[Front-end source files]
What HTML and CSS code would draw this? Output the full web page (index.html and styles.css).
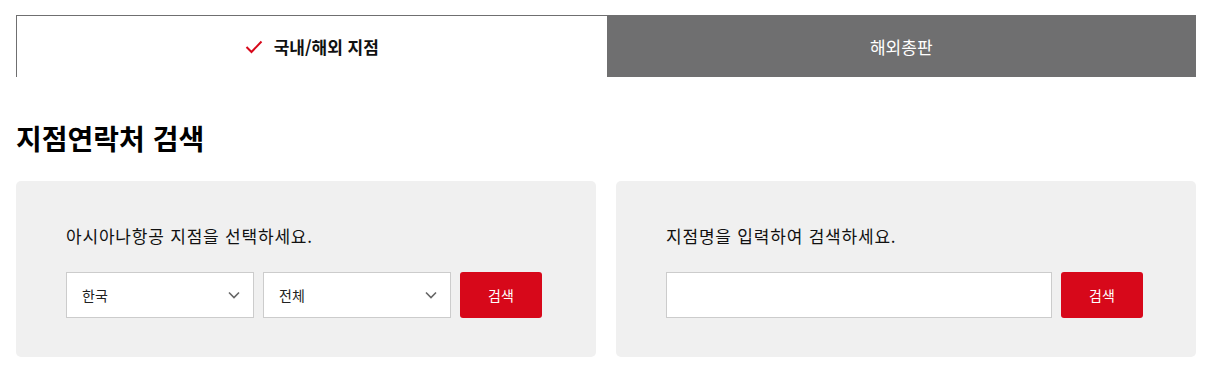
FILE: index.html
```html
<!DOCTYPE html>
<html lang="ko">
<head>
    <meta charset="UTF-8">
    <meta name="viewport" content="width=device-width, initial-scale=1.0">
    <title>지점연락처 검색</title>
    <link rel="stylesheet" href="styles.css">
</head>
<body>

<div class="container">
    <!-- 탭 -->
    <div class="tabs">
        <a class="tab active" href="#">
            <svg class="check" width="18" height="14" viewBox="0 0 18 14">
                <path d="M1.5 7 L6.5 12 L16.5 1.5" fill="none" stroke="#d7081a" stroke-width="2"/>
            </svg>
            국내/해외 지점
        </a>
        <a class="tab" href="#">해외총판</a>
    </div>

    <h2 class="title">지점연락처 검색</h2>

    <div class="search-boxes">
        <div class="search-box">
            <p class="guide">아시아나항공 지점을 선택하세요.</p>
            <div class="search-row">
                <div class="select">
                    <span>한국</span>
                    <svg class="arrow" width="12" height="8" viewBox="0 0 12 8">
                        <path d="M1 1.5 L6 6.5 L11 1.5" fill="none" stroke="#666" stroke-width="1.6"/>
                    </svg>
                </div>
                <div class="select">
                    <span>전체</span>
                    <svg class="arrow" width="12" height="8" viewBox="0 0 12 8">
                        <path d="M1 1.5 L6 6.5 L11 1.5" fill="none" stroke="#666" stroke-width="1.6"/>
                    </svg>
                </div>
                <button type="button" class="btn-search">검색</button>
            </div>
        </div>

        <div class="search-box">
            <p class="guide">지점명을 입력하여 검색하세요.</p>
            <div class="search-row">
                <input type="text" class="keyword">
                <button type="button" class="btn-search">검색</button>
            </div>
        </div>
    </div>
</div>

</body>
</html>
```

FILE: styles.css
```css
body {
    margin: 0;
    padding: 15px 0 0 16px;
    font-family: "Noto Sans CJK KR", "Noto Sans", sans-serif;
    color: #111;
    background: #fff;
}
.container {
    width: 1180px;
}
.tabs {
    display: flex;
    height: 62px;
}
.tab {
    flex: 1;
    display: flex;
    align-items: center;
    justify-content: center;
    font-size: 17px;
    color: #fff;
    background-color: #6f6f70;
    text-decoration: none;
}
.tab.active {
    background: #fff;
    color: #111;
    font-weight: bold;
    border-top: 1px solid #6f6f70;
    border-left: 1px solid #6f6f70;
    box-sizing: border-box;
}
.check {
    margin-right: 11px;
}
.title {
    font-size: 28px;
    line-height: 40px;
    font-weight: bold;
    margin: 41px 0 23px;
    color: #000;
}
.search-boxes {
    display: flex;
    gap: 20px;
}
.search-box {
    flex: 1;
    background-color: #f0f0f0;
    border-radius: 5px;
    padding: 43px 50px 39px;
}
.guide {
    margin: 0 0 24px;
    font-size: 17px;
    line-height: 24px;
    letter-spacing: 0.8px;
    color: #111;
}
.search-row {
    display: flex;
    gap: 9px;
    height: 46px;
}
.select {
    width: 188px;
    box-sizing: border-box;
    background: #fff;
    border: 1px solid #ccc;
    display: flex;
    align-items: center;
    justify-content: space-between;
    padding: 0 13px 0 15px;
    font-size: 14px;
    color: #222;
}
.keyword {
    width: 386px;
    box-sizing: border-box;
    border: 1px solid #ccc;
    margin: 0;
    padding: 0 15px;
    background: #fff;
}
.btn-search {
    width: 82px;
    border: none;
    border-radius: 3px;
    background-color: #d7081a;
    color: #fff;
    font-family: inherit;
    font-size: 14px;
    cursor: pointer;
}
```
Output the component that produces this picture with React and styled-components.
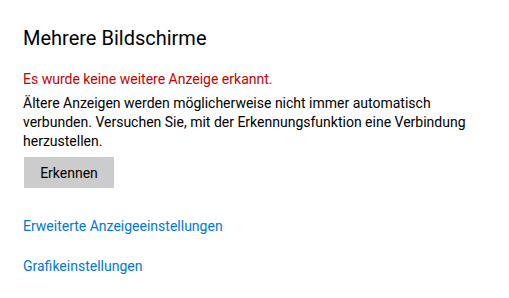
import React from "react";
import styled, { createGlobalStyle } from "styled-components";

const GlobalStyle = createGlobalStyle`
  html, body {
    margin: 0;
    padding: 0;
    background: #ffffff;
  }
  body {
    font-family: Roboto, "Noto Sans", sans-serif;
    color: #000000;
  }
`;

const Page = styled.div`
  width: 509px;
  height: 298px;
  box-sizing: border-box;
  padding: 24px 23px 0 23px;
  display: flex;
  flex-direction: column;
  align-items: flex-start;
`;

const Title = styled.h1`
  margin: 0;
  font-size: 20px;
  font-weight: 400;
  line-height: 28px;
  color: #000000;
`;

const ErrorText = styled.p`
  margin: 17px 0 0 0;
  font-size: 14px;
  line-height: 20px;
  color: #c80000;
`;

const Description = styled.p`
  margin: 5px 0 0 0;
  font-size: 14px;
  line-height: 19px;
  max-width: 460px;
`;

const Button = styled.button`
  margin-top: 6px;
  margin-left: 1px;
  width: 90px;
  height: 31px;
  border: none;
  background: #cccccc;
  font-family: inherit;
  font-size: 14px;
  color: #000000;
  padding: 0;
`;

const Link = styled.a`
  font-size: 14px;
  line-height: 20px;
  color: #0078d7;
  text-decoration: none;
  margin-top: ${(p) => p.$gap}px;
`;

export default function App() {
  return (
    <>
      <GlobalStyle />
      <Page>
        <Title>Mehrere Bildschirme</Title>
        <ErrorText>Es wurde keine weitere Anzeige erkannt.</ErrorText>
        <Description>
          Ältere Anzeigen werden möglicherweise nicht immer automatisch
          verbunden. Versuchen Sie, mit der Erkennungsfunktion eine Verbindung
          herzustellen.
        </Description>
        <Button>Erkennen</Button>
        <Link href="#" $gap={28}>
          Erweiterte Anzeigeeinstellungen
        </Link>
        <Link href="#" $gap={20}>
          Grafikeinstellungen
        </Link>
      </Page>
    </>
  );
}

* **The problem**
Would you return the data exactly as written, without the pictures?

* **Answer below**
What HTML and CSS code would draw this? Output the full web page (index.html and styles.css).
FILE: index.html
```html
<!DOCTYPE html>
<html lang="ko">
<head>
    <meta charset="UTF-8">
    <meta name="viewport" content="width=device-width, initial-scale=1.0">
    <title>지점연락처 검색</title>
    <link rel="stylesheet" href="styles.css">
</head>
<body>

<div class="container">
    <!-- 탭 -->
    <div class="tabs">
        <a class="tab active" href="#">
            <svg class="check" width="18" height="14" viewBox="0 0 18 14">
                <path d="M1.5 7 L6.5 12 L16.5 1.5" fill="none" stroke="#d7081a" stroke-width="2"/>
            </svg>
            국내/해외 지점
        </a>
        <a class="tab" href="#">해외총판</a>
    </div>

    <h2 class="title">지점연락처 검색</h2>

    <div class="search-boxes">
        <div class="search-box">
            <p class="guide">아시아나항공 지점을 선택하세요.</p>
            <div class="search-row">
                <div class="select">
                    <span>한국</span>
                    <svg class="arrow" width="12" height="8" viewBox="0 0 12 8">
                        <path d="M1 1.5 L6 6.5 L11 1.5" fill="none" stroke="#666" stroke-width="1.6"/>
                    </svg>
                </div>
                <div class="select">
                    <span>전체</span>
                    <svg class="arrow" width="12" height="8" viewBox="0 0 12 8">
                        <path d="M1 1.5 L6 6.5 L11 1.5" fill="none" stroke="#666" stroke-width="1.6"/>
                    </svg>
                </div>
                <button type="button" class="btn-search">검색</button>
            </div>
        </div>

        <div class="search-box">
            <p class="guide">지점명을 입력하여 검색하세요.</p>
            <div class="search-row">
                <input type="text" class="keyword">
                <button type="button" class="btn-search">검색</button>
            </div>
        </div>
    </div>
</div>

</body>
</html>
```

FILE: styles.css
```css
body {
    margin: 0;
    padding: 15px 0 0 16px;
    font-family: "Noto Sans CJK KR", "Noto Sans", sans-serif;
    color: #111;
    background: #fff;
}
.container {
    width: 1180px;
}
.tabs {
    display: flex;
    height: 62px;
}
.tab {
    flex: 1;
    display: flex;
    align-items: center;
    justify-content: center;
    font-size: 17px;
    color: #fff;
    background-color: #6f6f70;
    text-decoration: none;
}
.tab.active {
    background: #fff;
    color: #111;
    font-weight: bold;
    border-top: 1px solid #6f6f70;
    border-left: 1px solid #6f6f70;
    box-sizing: border-box;
}
.check {
    margin-right: 11px;
}
.title {
    font-size: 28px;
    line-height: 40px;
    font-weight: bold;
    margin: 41px 0 23px;
    color: #000;
}
.search-boxes {
    display: flex;
    gap: 20px;
}
.search-box {
    flex: 1;
    background-color: #f0f0f0;
    border-radius: 5px;
    padding: 43px 50px 39px;
}
.guide {
    margin: 0 0 24px;
    font-size: 17px;
    line-height: 24px;
    letter-spacing: 0.8px;
    color: #111;
}
.search-row {
    display: flex;
    gap: 9px;
    height: 46px;
}
.select {
    width: 188px;
    box-sizing: border-box;
    background: #fff;
    border: 1px solid #ccc;
    display: flex;
    align-items: center;
    justify-content: space-between;
    padding: 0 13px 0 15px;
    font-size: 14px;
    color: #222;
}
.keyword {
    width: 386px;
    box-sizing: border-box;
    border: 1px solid #ccc;
    margin: 0;
    padding: 0 15px;
    background: #fff;
}
.btn-search {
    width: 82px;
    border: none;
    border-radius: 3px;
    background-color: #d7081a;
    color: #fff;
    font-family: inherit;
    font-size: 14px;
    cursor: pointer;
}
```
Output the component that produces this picture with React and styled-components.
import React from "react";
import styled, { createGlobalStyle } from "styled-components";

const GlobalStyle = createGlobalStyle`
  html, body {
    margin: 0;
    padding: 0;
    background: #ffffff;
  }
  body {
    font-family: Roboto, "Noto Sans", sans-serif;
    color: #000000;
  }
`;

const Page = styled.div`
  width: 509px;
  height: 298px;
  box-sizing: border-box;
  padding: 24px 23px 0 23px;
  display: flex;
  flex-direction: column;
  align-items: flex-start;
`;

const Title = styled.h1`
  margin: 0;
  font-size: 20px;
  font-weight: 400;
  line-height: 28px;
  color: #000000;
`;

const ErrorText = styled.p`
  margin: 17px 0 0 0;
  font-size: 14px;
  line-height: 20px;
  color: #c80000;
`;

const Description = styled.p`
  margin: 5px 0 0 0;
  font-size: 14px;
  line-height: 19px;
  max-width: 460px;
`;

const Button = styled.button`
  margin-top: 6px;
  margin-left: 1px;
  width: 90px;
  height: 31px;
  border: none;
  background: #cccccc;
  font-family: inherit;
  font-size: 14px;
  color: #000000;
  padding: 0;
`;

const Link = styled.a`
  font-size: 14px;
  line-height: 20px;
  color: #0078d7;
  text-decoration: none;
  margin-top: ${(p) => p.$gap}px;
`;

export default function App() {
  return (
    <>
      <GlobalStyle />
      <Page>
        <Title>Mehrere Bildschirme</Title>
        <ErrorText>Es wurde keine weitere Anzeige erkannt.</ErrorText>
        <Description>
          Ältere Anzeigen werden möglicherweise nicht immer automatisch
          verbunden. Versuchen Sie, mit der Erkennungsfunktion eine Verbindung
          herzustellen.
        </Description>
        <Button>Erkennen</Button>
        <Link href="#" $gap={28}>
          Erweiterte Anzeigeeinstellungen
        </Link>
        <Link href="#" $gap={20}>
          Grafikeinstellungen
        </Link>
      </Page>
    </>
  );
}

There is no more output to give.